The unanswered question remains: how does neratinib so rapidly cause disassembly of RAS nanoclusters and its mislocalization away from the PM, and what is its target? We know that neratinib over several hours degrades MST4 via autophagy which in turn leads to the rapid dephosphorylation and inactivation of Ezrin; it also caused Merlin to become dephosphorylated [13,14]. However, although neratinib within 30 min disrupts KRAS nanoclustering, causes punctate vesicles con- taining KRAS to form, and alters cell morphology, no change in the phosphorylation of Merlin, MST4 or Ezrin was observed. Hence, the true *primary* target of neratinib resulting in altered RAS biology cannot be ERBB1, MST4 or PAK1. Neratinib irreversibly associates with the cata- lytic sites of ERBB1/2/4 by reacting with a cysteine residue and a comparison of the amino acid sequences of all RAS proteins and RAC1 reveals a conserved cysteine residue at position 80/81. Studies beyond the scope of this manuscript will be required to define the key target of neratinib by which mediates its anti-RAS properties, including the possibility that neratinib directly targets RAS itself.

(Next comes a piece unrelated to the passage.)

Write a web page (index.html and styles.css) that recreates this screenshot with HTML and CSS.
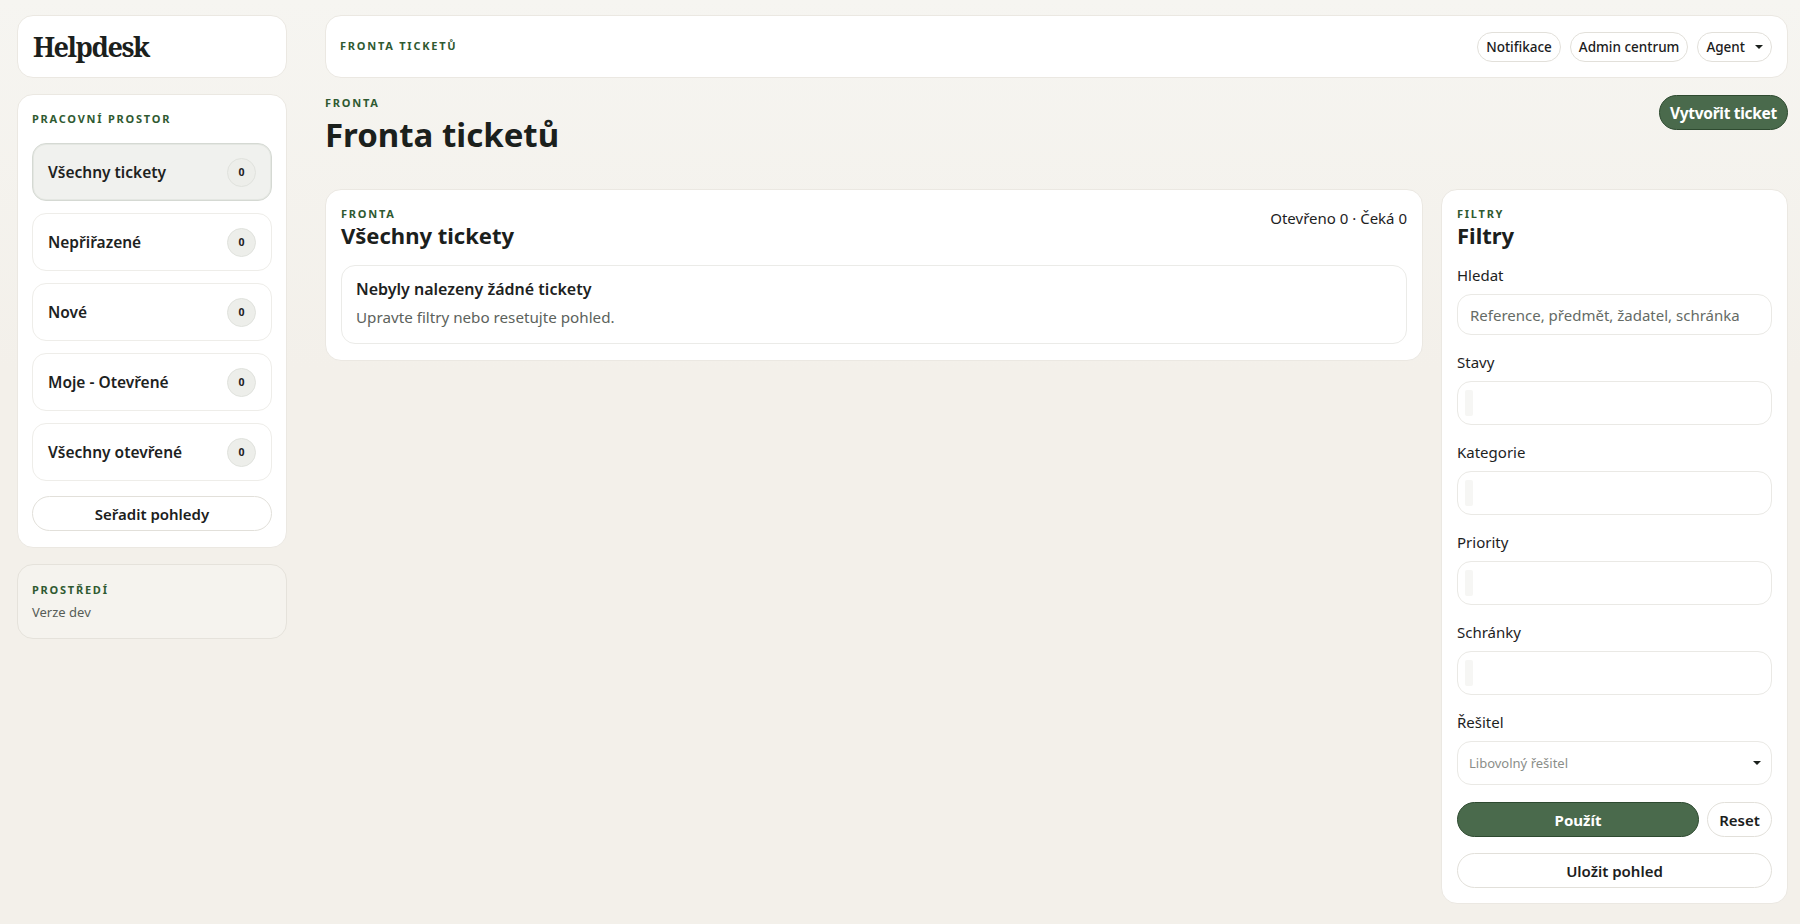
FILE: index.html
```html
<!DOCTYPE html>
<html lang="cs">
<head>
    <meta charset="UTF-8">
    <meta name="viewport" content="width=device-width, initial-scale=1.0">
    <title>Fronta ticketů · Helpdesk</title>
    <link rel="stylesheet" href="styles.css">
</head>
<body>
    <div class="app">
        <!-- Left column: brand, saved views, environment -->
        <aside class="sidebar">
            <div class="card brand">Helpdesk</div>

            <nav class="card workspace">
                <div class="eyebrow">Pracovní prostor</div>
                <ul class="views">
                    <li class="view active"><span>Všechny tickety</span><span class="count">0</span></li>
                    <li class="view"><span>Nepřiřazené</span><span class="count">0</span></li>
                    <li class="view"><span>Nové</span><span class="count">0</span></li>
                    <li class="view"><span>Moje - Otevřené</span><span class="count">0</span></li>
                    <li class="view"><span>Všechny otevřené</span><span class="count">0</span></li>
                </ul>
                <button class="btn btn-block">Seřadit pohledy</button>
            </nav>

            <div class="card env">
                <div class="eyebrow">Prostředí</div>
                <div class="env-version">Verze dev</div>
            </div>
        </aside>

        <main class="main">
            <header class="card topbar">
                <div class="eyebrow">Fronta ticketů</div>
                <div class="topbar-actions">
                    <button class="btn btn-sm">Notifikace</button>
                    <button class="btn btn-sm">Admin centrum</button>
                    <button class="btn btn-sm">Agent <span class="caret"></span></button>
                </div>
            </header>

            <div class="page-head">
                <div>
                    <div class="eyebrow">Fronta</div>
                    <h1>Fronta ticketů</h1>
                </div>
                <button class="btn btn-primary">Vytvořit ticket</button>
            </div>

            <div class="content">
                <section class="card queue">
                    <div class="queue-head">
                        <div>
                            <div class="eyebrow">Fronta</div>
                            <h2>Všechny tickety</h2>
                        </div>
                        <div class="queue-stats">Otevřeno 0 · Čeká 0</div>
                    </div>
                    <div class="empty">
                        <div class="empty-title">Nebyly nalezeny žádné tickety</div>
                        <div class="empty-text">Upravte filtry nebo resetujte pohled.</div>
                    </div>
                </section>

                <aside class="card filters">
                    <div class="eyebrow">Filtry</div>
                    <h2>Filtry</h2>

                    <label class="field">
                        <span class="field-label">Hledat</span>
                        <input class="input" type="text" placeholder="Reference, předmět, žadatel, schránka">
                    </label>
                    <div class="field">
                        <span class="field-label">Stavy</span>
                        <div class="tags"><span class="tags-cursor"></span></div>
                    </div>
                    <div class="field">
                        <span class="field-label">Kategorie</span>
                        <div class="tags"><span class="tags-cursor"></span></div>
                    </div>
                    <div class="field">
                        <span class="field-label">Priority</span>
                        <div class="tags"><span class="tags-cursor"></span></div>
                    </div>
                    <div class="field">
                        <span class="field-label">Schránky</span>
                        <div class="tags"><span class="tags-cursor"></span></div>
                    </div>
                    <div class="field">
                        <span class="field-label">Řešitel</span>
                        <div class="select"><span>Libovolný řešitel</span><span class="caret"></span></div>
                    </div>

                    <div class="filter-actions">
                        <button class="btn btn-primary grow">Použít</button>
                        <button class="btn">Reset</button>
                    </div>
                    <button class="btn btn-block">Uložit pohled</button>
                </aside>
            </div>
        </main>
    </div>
</body>
</html>
```

FILE: styles.css
```css
* {
    box-sizing: border-box;
}

body {
    margin: 0;
    min-height: 100vh;
    background: linear-gradient(180deg, #f6f5f1 0%, #f3f0ea 40%, #f3f0ea 100%);
    color: #1d221e;
    font-family: "Noto Sans", "Open Sans", sans-serif;
    font-size: 15px;
}

button, input {
    font-family: inherit;
}

.app {
    display: grid;
    grid-template-columns: 270px 1fr;
    gap: 38px;
    padding: 15px 12px 16px 17px;
}

/* --- shared --- */

.card {
    background: #fff;
    border: 1px solid #ebe8e2;
    border-radius: 16px;
}

.eyebrow {
    font-size: 11px;
    line-height: 14px;
    font-weight: 700;
    letter-spacing: 0.16em;
    text-transform: uppercase;
    color: #2f5a31;
}

h1, h2 {
    margin: 0;
    color: #1b201c;
}

h2 {
    font-size: 22px;
    line-height: 28px;
    font-weight: 700;
}

.btn {
    height: 35px;
    padding: 0 16px;
    border: 1px solid #e2e0da;
    border-radius: 999px;
    background: #fff;
    color: #1b201c;
    font-size: 15px;
    font-weight: 600;
    cursor: pointer;
}

.btn-block {
    width: 100%;
}

.btn-sm {
    height: 30px;
    padding: 0 8px;
    font-size: 13.5px;
    font-weight: 500;
    display: inline-flex;
    align-items: center;
    gap: 10px;
}

.btn-primary {
    background: #4a6a4c;
    border-color: #2e4a30;
    color: #fff;
    font-weight: 700;
}

.page-head .btn-primary {
    padding: 0 10px;
    font-size: 15.5px;
    letter-spacing: -0.3px;
}

.caret {
    width: 0;
    height: 0;
    border-left: 4px solid transparent;
    border-right: 4px solid transparent;
    border-top: 4px solid #1b201c;
}

/* --- sidebar --- */

.sidebar {
    display: flex;
    flex-direction: column;
    gap: 16px;
}

.brand {
    height: 63px;
    display: flex;
    align-items: center;
    padding: 0 15px;
    font-family: "Noto Serif", "Liberation Serif", serif;
    font-size: 27px;
    font-weight: 700;
    letter-spacing: -1.5px;
    color: #1b201c;
}

.workspace {
    padding: 17px 14px 16px;
}

.views {
    list-style: none;
    margin: 17px 0 15px;
    padding: 0;
    display: flex;
    flex-direction: column;
    gap: 12px;
}

.view {
    height: 58px;
    display: flex;
    align-items: center;
    justify-content: space-between;
    padding: 0 15px 0 15px;
    border: 1px solid #eeede9;
    border-radius: 14px;
    font-size: 15.5px;
    font-weight: 600;
}

.view.active {
    background: #f0f1ee;
    border-color: #d5d9d3;
    box-shadow: inset 0 0 0 1px #e4e7e2;
}

.count {
    width: 29px;
    height: 29px;
    border-radius: 50%;
    background: #edeeea;
    border: 1px solid #e0e2dd;
    display: flex;
    align-items: center;
    justify-content: center;
    font-size: 10.5px;
    font-weight: 700;
}

.env {
    background: #f5f3ee;
    border-color: #e5e2db;
    padding: 18px 14px 16px;
}

.env-version {
    margin-top: 5px;
    font-size: 13px;
    line-height: 20px;
    color: #575d57;
}

/* --- main --- */

.topbar {
    height: 63px;
    display: flex;
    align-items: center;
    justify-content: space-between;
    padding: 0 15px 0 14px;
}

.topbar .eyebrow {
    margin-top: -2px;
}

.topbar-actions {
    display: flex;
    gap: 9px;
}

.page-head {
    display: flex;
    justify-content: space-between;
    align-items: flex-start;
    margin-top: 17px;
    height: 94px;
}

.page-head .eyebrow {
    margin-top: 1px;
}

h1 {
    font-size: 33px;
    line-height: 40px;
    font-weight: 700;
    margin-top: 5px;
}

.content {
    display: grid;
    grid-template-columns: 1fr 347px;
    gap: 18px;
    align-items: start;
}

.queue {
    padding: 17px 15px 16px;
}

.queue-head {
    display: flex;
    justify-content: space-between;
    align-items: flex-start;
}

.queue-stats {
    font-size: 15px;
    margin-top: 1px;
}

.empty {
    margin-top: 16px;
    border: 1px solid #ebebe8;
    border-radius: 14px;
    padding: 13px 14px 16px;
}

.empty-title {
    font-size: 16px;
    line-height: 20px;
    font-weight: 600;
}

.empty-text {
    margin-top: 8px;
    font-size: 15.2px;
    line-height: 20px;
    color: #5c625c;
}

/* --- filters --- */

.filters {
    padding: 17px 15px 15px;
}

.field {
    display: flex;
    flex-direction: column;
    gap: 9px;
    margin-top: 16px;
}

.field + .field {
    margin-top: 17px;
}

.field-label {
    font-size: 15px;
    line-height: 20px;
}

.input,
.tags,
.select {
    width: 100%;
    height: 44px;
    border: 1px solid #eae9e5;
    border-radius: 14px;
    background: #fff;
}

.input {
    height: 41px;
    padding: 0 12px;
    font-size: 15px;
    color: #1b201c;
    outline: none;
}

.input::placeholder {
    color: #656b65;
}

.tags {
    display: flex;
    align-items: center;
    padding: 0 7px;
}

.tags-cursor {
    width: 8px;
    height: 26px;
    background: #f6f6f4;
    border-radius: 2px;
}

.select {
    display: flex;
    align-items: center;
    justify-content: space-between;
    padding: 0 10px 0 11px;
    font-size: 13px;
    color: #8b8e89;
}

.filter-actions {
    display: flex;
    gap: 8px;
    margin: 17px 0 16px;
}

.grow {
    flex: 1;
}

.filter-actions .btn:last-child {
    width: 65px;
    padding: 0;
}
```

Multiple studies have demonstrated that phosphorylated active Ezrin interacts with both the plasma membrane and the actin cytoskeleton to play an essential role in facilitating RAS nanocluster formation, RAS GTP loading and the progression of signals from the plasma membrane into the cytosol, i.e., the secondary distal impact of neratinib-mediated inactivation of Ezrin prevents oncogenic signaling downstream of mutant KRAS. [30,31,48–53]. In parallel to Ezrin dephosphorylation, we previously observed 2–4 h after treatment that neratinib caused the dephosphorylation of PAK1 and its target cytoskeletal protein Moesin- Ezrin-Radixin-Like Protein (Merlin, NF2) [13,14]. Neratinib had caused dephosphorylated Merlin to localize in the PM where it acts as a tumor suppressor, mediating contact inhibition. Other groups have linked Merlin dephosphorylation to PM ruffling, which we observed for neratinib [13,14]. However, the data in our present studies shows that alterations in cell morphology occur prior to neratinib causing Merlin dephosphorylation. It is known that the lipid composition of the plasma membrane alters RAS nanoclustering, which could explain our data, although at present no studies are Medline listed examining the impact of neratinib on PM lipid composition [48–53]. Such multiple new ave- nues of exploration will be the subject of future manuscripts.